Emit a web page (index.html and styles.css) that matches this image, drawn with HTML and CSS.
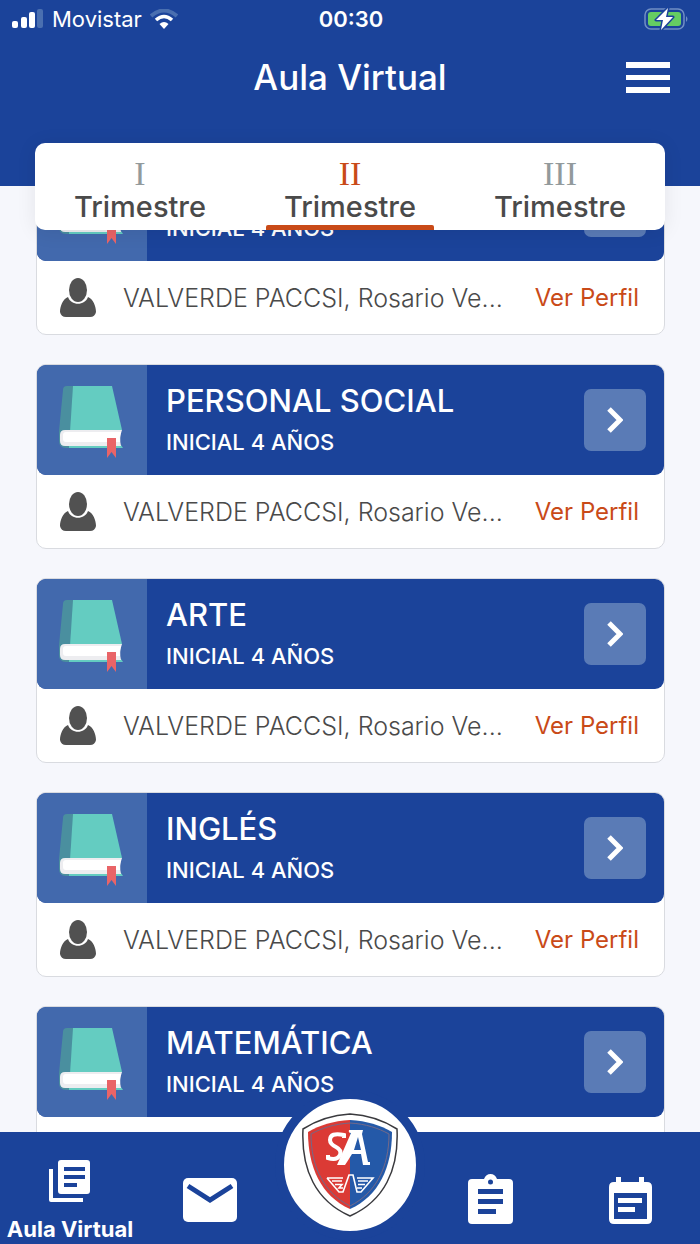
* * *
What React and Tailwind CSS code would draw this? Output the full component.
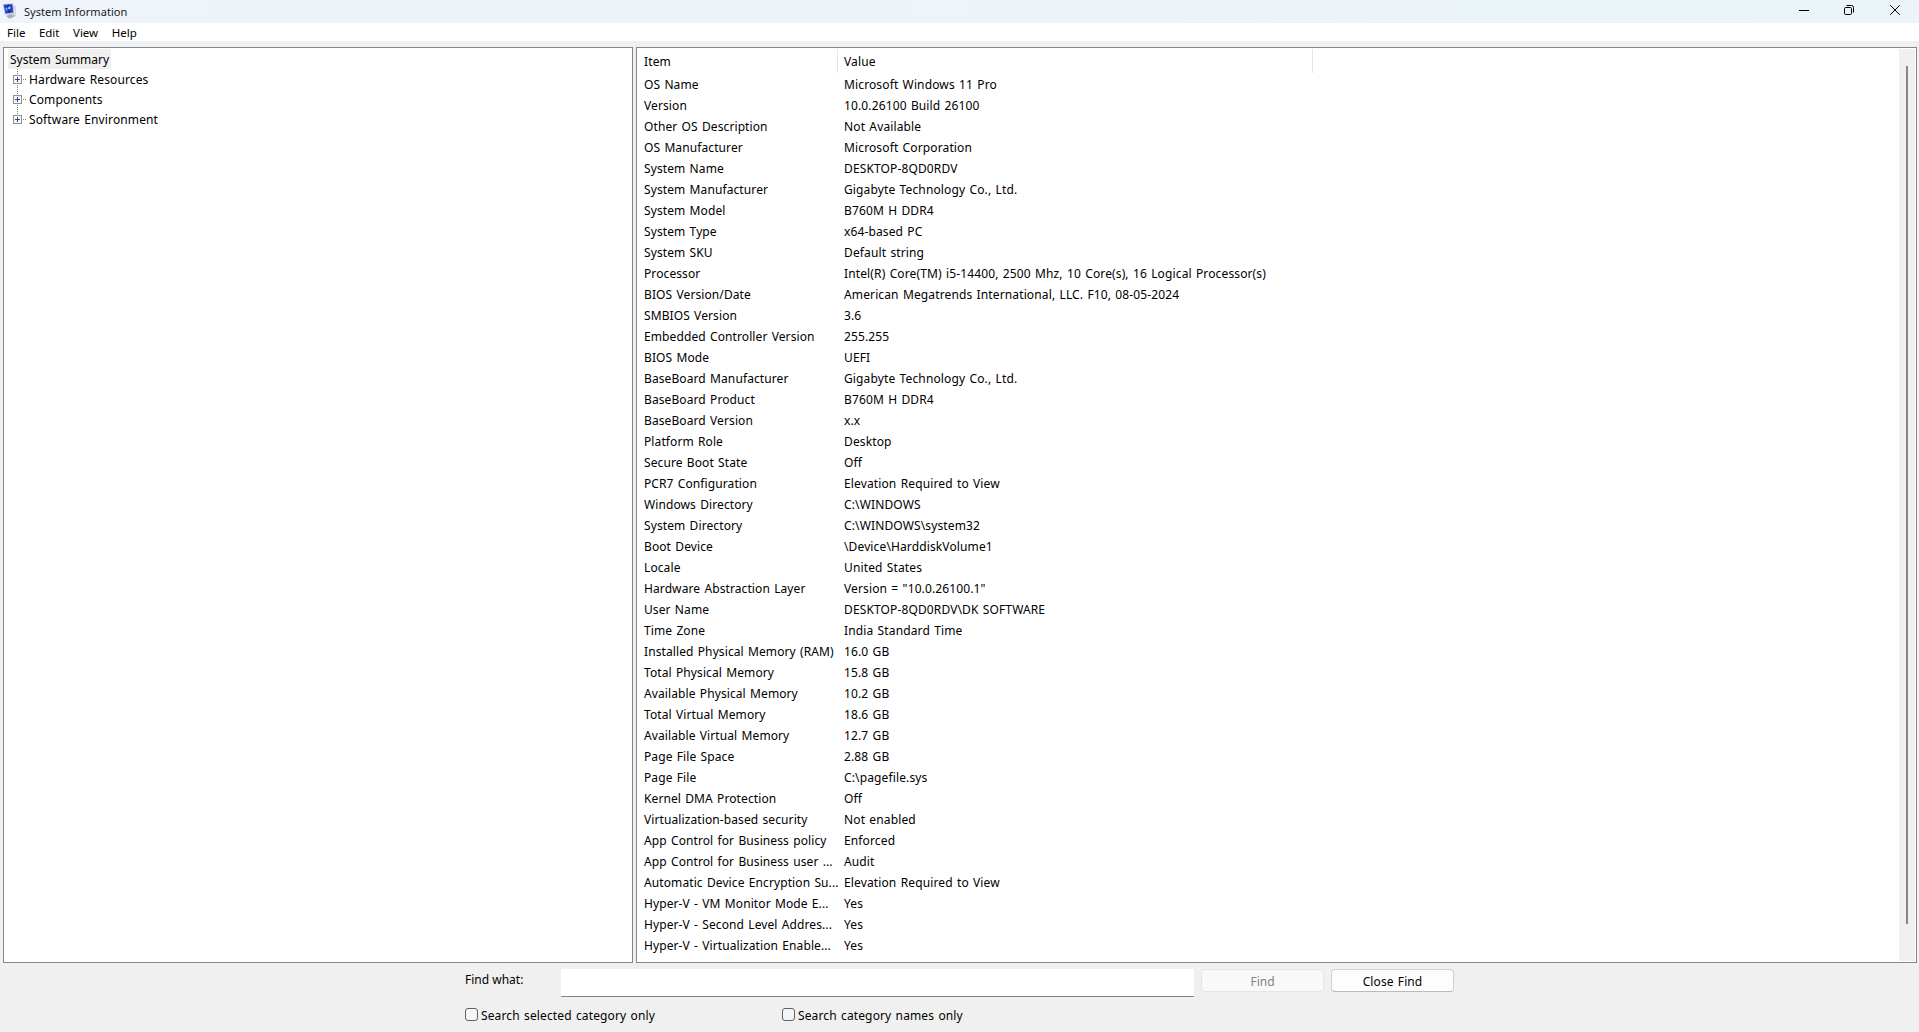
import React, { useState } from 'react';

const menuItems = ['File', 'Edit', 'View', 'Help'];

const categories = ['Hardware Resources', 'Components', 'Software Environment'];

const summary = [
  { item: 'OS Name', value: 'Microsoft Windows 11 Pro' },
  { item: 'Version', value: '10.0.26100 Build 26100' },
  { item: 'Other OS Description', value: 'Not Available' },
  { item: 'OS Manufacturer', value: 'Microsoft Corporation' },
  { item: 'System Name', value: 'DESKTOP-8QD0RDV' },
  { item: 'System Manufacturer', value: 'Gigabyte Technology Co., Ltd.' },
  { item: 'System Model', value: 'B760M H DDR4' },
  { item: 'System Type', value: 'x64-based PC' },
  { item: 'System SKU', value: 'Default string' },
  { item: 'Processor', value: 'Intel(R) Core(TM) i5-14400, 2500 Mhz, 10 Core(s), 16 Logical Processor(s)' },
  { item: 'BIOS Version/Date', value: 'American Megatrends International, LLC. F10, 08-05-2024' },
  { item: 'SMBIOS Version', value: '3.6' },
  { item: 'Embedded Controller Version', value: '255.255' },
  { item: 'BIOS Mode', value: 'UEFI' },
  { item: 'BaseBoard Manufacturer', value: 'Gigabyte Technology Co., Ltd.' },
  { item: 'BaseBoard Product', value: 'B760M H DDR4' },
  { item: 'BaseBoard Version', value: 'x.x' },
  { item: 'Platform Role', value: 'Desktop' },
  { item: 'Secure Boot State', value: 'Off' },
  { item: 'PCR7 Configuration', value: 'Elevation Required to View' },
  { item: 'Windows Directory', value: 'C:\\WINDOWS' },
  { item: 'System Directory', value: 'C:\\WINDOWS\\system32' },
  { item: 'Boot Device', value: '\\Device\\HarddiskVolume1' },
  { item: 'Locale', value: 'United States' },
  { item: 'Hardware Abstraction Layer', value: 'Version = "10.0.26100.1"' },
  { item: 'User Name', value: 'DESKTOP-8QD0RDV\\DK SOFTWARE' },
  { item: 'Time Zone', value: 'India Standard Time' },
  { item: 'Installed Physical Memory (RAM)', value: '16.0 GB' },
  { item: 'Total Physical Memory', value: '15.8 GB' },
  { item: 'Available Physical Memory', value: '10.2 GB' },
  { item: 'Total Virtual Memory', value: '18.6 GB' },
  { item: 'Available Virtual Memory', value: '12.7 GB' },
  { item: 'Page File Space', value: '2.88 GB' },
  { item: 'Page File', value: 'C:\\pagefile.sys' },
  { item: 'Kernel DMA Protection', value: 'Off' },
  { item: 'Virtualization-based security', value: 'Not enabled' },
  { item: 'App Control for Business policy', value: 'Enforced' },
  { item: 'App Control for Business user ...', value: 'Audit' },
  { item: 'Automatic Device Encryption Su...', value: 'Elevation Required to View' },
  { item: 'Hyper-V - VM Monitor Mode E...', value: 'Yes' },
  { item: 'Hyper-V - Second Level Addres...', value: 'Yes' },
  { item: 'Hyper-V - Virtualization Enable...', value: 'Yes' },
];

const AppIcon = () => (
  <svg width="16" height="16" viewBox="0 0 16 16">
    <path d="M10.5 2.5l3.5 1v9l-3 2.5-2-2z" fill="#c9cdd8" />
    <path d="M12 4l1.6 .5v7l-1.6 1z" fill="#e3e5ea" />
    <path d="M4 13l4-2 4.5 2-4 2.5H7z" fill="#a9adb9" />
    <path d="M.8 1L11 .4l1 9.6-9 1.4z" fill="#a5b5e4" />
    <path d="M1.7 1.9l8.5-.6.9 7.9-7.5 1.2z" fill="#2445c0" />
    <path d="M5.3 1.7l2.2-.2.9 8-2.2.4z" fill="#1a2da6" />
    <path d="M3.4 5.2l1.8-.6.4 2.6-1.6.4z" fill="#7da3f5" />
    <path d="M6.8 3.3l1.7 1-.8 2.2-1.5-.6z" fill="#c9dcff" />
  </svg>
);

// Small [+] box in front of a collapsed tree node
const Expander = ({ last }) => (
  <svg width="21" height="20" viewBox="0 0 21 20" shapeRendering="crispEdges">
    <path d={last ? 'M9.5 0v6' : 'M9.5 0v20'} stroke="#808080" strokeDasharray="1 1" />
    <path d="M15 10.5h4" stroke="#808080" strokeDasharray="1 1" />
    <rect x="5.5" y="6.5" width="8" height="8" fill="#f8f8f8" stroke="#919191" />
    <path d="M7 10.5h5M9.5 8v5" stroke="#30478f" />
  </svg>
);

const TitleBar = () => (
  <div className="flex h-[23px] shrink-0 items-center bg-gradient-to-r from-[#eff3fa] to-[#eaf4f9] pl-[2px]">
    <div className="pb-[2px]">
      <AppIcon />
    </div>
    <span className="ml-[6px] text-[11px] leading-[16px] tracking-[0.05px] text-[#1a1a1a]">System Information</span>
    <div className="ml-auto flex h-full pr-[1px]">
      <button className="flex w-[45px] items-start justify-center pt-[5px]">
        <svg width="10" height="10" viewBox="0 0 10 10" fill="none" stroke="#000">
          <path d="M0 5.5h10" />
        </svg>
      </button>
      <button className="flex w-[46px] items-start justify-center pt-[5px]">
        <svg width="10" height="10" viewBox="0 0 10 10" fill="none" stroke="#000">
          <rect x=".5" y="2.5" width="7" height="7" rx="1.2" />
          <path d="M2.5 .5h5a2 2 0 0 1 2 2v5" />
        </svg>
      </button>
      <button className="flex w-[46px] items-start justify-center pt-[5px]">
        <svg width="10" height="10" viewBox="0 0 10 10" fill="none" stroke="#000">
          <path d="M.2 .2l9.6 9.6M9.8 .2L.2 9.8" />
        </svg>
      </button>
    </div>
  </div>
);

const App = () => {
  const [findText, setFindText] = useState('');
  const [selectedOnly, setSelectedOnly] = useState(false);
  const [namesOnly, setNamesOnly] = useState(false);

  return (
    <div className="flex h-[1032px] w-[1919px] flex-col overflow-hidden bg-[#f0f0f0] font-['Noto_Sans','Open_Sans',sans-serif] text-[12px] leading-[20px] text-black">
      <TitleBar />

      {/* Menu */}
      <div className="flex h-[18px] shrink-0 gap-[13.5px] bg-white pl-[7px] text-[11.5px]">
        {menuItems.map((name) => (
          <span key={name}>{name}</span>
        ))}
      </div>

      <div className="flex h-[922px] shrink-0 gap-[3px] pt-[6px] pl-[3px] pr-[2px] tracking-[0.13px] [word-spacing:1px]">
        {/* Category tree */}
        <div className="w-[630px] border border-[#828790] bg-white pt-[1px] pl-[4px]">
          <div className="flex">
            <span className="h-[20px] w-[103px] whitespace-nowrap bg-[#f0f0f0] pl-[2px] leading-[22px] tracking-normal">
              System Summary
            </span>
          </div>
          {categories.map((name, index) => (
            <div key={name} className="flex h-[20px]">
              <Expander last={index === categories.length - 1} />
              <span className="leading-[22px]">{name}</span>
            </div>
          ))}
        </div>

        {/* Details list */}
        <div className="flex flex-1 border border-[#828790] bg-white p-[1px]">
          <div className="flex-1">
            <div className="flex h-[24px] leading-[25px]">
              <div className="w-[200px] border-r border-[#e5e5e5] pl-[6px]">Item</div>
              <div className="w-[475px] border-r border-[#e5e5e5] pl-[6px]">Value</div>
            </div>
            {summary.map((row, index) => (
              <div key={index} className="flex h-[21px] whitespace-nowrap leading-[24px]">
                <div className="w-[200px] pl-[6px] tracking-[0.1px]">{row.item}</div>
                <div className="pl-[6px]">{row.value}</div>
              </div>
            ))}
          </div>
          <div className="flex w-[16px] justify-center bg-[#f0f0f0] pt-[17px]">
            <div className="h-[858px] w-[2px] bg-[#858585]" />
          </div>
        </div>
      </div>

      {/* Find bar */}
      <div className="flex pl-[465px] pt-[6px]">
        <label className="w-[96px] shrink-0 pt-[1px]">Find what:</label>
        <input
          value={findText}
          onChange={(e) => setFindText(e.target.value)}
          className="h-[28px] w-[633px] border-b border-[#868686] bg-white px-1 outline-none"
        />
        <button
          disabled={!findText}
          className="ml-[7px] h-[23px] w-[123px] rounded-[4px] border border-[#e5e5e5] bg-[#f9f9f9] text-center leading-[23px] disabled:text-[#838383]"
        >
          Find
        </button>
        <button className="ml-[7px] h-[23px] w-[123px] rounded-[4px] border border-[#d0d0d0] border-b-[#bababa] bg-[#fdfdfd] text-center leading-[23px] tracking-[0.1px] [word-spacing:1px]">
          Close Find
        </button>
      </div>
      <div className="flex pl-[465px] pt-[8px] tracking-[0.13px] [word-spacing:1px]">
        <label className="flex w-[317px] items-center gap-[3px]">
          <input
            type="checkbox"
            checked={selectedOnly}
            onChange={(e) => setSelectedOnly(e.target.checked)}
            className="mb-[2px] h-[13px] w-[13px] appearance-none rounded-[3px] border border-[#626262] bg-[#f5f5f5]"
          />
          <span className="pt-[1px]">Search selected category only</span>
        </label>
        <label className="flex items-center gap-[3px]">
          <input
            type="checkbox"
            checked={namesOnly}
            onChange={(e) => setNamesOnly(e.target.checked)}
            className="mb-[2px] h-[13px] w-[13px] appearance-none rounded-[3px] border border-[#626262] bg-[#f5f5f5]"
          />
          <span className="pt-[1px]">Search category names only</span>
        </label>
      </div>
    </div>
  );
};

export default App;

* _AIM OF THE EXERCISE_:
Copy each line of the preceding data that contains the string "index".

* _REPLY TO THE EXERCISE_:
Emit a web page (index.html and styles.css) that matches this image, drawn with HTML and CSS.
          {categories.map((name, index) => (
              <Expander last={index === categories.length - 1} />
            {summary.map((row, index) => (
              <div key={index} className="flex h-[21px] whitespace-nowrap leading-[24px]">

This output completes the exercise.